In Luxury, the Female Factor

For a multibillion-dollar industry propelled by female purchasing power, global fashion is a notably male-dominated industry, not only creatively but commercially, too.  

While the gender imbalance in designer hires often grabs the headlines, because their talents play out in the limelight, female chief executives also have historically been few and far between, despite a recent spate of high-profile appointments.  

But there are signs that this is one industry-defining trend that may no longer be in vogue.  

In the past 12 months, the French luxury group Kering, which owns brands such as Gucci, Bottega Veneta and Saint Laurent, recruited as chief executives Sarah Crook for the Christopher Kane brand; Hélène Poulit-Duquesne for Boucheron; and Grita Loebsack for its couture and leather goods emerging brands division. The hires doubled its number of female chief executives to six, out of a total of 22 brands.  

In combination with the work of the Kering Foundation, which combats violence against women and promotes women’s rights, gender equality appears to have rapidly become a priority, with boardroom recognition that it needs more universal resonance.  

“Kering has been among the first to pay attention to gender equality at all levels of our organization. It doesn’t only walk the talk in putting into practice gender equality and women’s rights,” said Patricia Barbizet, vice chairwoman of the Kering board of directors and chief executive of the luxury auction house Christie’s, both of which are controlled by the Pinault family.  

“Talent has no gender, and there are many qualified female candidates everywhere,” she said. “Why would we deprive ourselves from this talent pool?”  

Now that female university graduates outnumber male graduates roughly two to one worldwide, simple math dictates there will be more female candidates for executive jobs.

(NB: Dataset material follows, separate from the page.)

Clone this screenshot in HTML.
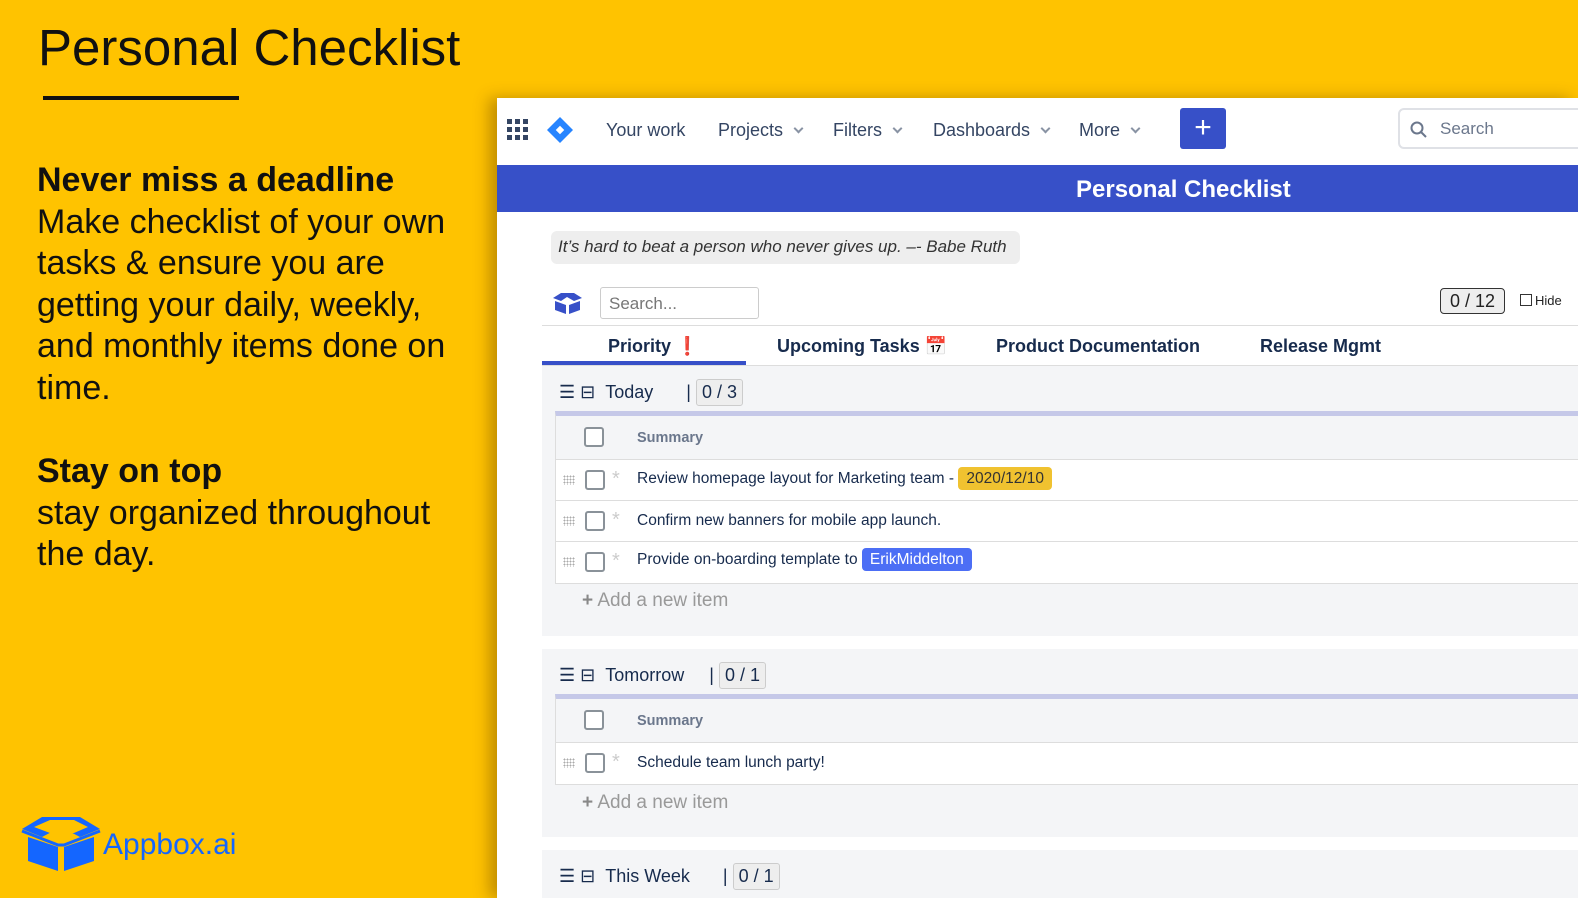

But there is another, subtler element that may be a catalyst for the current change in attitude: acknowledgement of a major cultural shift toward the empowerment of women and both its impact on consumer value systems and the resulting new way of thinking about customer engagement in an era when average fashion shoppers are more educated and digitally savvy than ever before. With women responsible for 85 percent of luxury sales in 2015, luxury brands need to speak to female hearts, minds and wallets at every level of the business.

“Today, things are moving more than people think. The situation is improving, with some groups now being very proactive in either promoting or hiring women as chief executives,” said Floriane de Saint-Pierre, a luxury headhunter in France and a well-known adviser of the Kering Group.

She believes that the current trend will continue as the attitudes of board members — those in charge of chief executive nominations — evolve and become more diverse.

But statistically, men — in every field of business — are still more likely to know, to identify with and to promote other men. And many companies primarily stock their boards with former chief executives, creating a continuing cycle that limits opportunities for female candidates. So in 2010, Ms. de Saint-Pierre founded a digital platform, Ethics & Boards, to assess the board composition of 33 publicly traded companies on multiple criteria.

As of last September, it found that fashion and luxury boards had an average female membership of 25 percent. Some companies had a perfectly balanced board; nine had less than 20 percent female representation; some had no women at all. Notably, four companies had 40 percent or more female directors: Hermès, based in Paris, and three in the United States: Michael Kors, Estée Lauder and Kate Spade, all headquartered in New York.

“The question for brands now,” Ms. de Saint-Pierre said, “is how they can optimize growth strategies and minimize risks when the diversity of the board itself neither reflects its audience or consumers.”